Israeli officials fear the completion of an excavation project near the Temple Mount may spur violence by Palestinians.

The Israel Antiquities Authority announced Tuesday that it had completed the excavation of an ancient tunnel that runs from the City of David in eastern Jerusalem to near the Temple Mount.

Some Palestinians believe the project is an attempt to damage the Al Aksa Mosque; previous archeological projects in the area have led to rioting by Palestinians.

Uzi Dahari, the Israel Antiquities Authority ‘s deputy director, told Israel Radio on Tuesday that there was “no intention of igniting interreligious tensions.”

Travelers making pilgrimages to Jerusalem some 2,000 years ago used the road in the tunnel, according to the authority.

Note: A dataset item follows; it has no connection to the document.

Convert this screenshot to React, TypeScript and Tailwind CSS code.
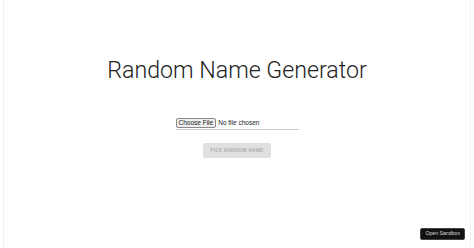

It was discovered during excavations on a water channel used for drainage during the Second Temple period.

Work on the tunnel took seven years, including a year’s delay after the Israeli Supreme Court ordered work halted while it considered a petition by residents of the eastern Jerusalem neighborhood of Silwan who claimed the dig was damaging their homes. The stop-work order was lifted in September 2009.

The City of David archeological site is located in Silwan and is run by Elad, a settler organization that seeks to expand Jewish presence in all of Jerusalem.

No opening has been made on the tunnel near the Temple Mount, though one is planned, Haaretz reported. The tunnel does not run under the Temple Mount.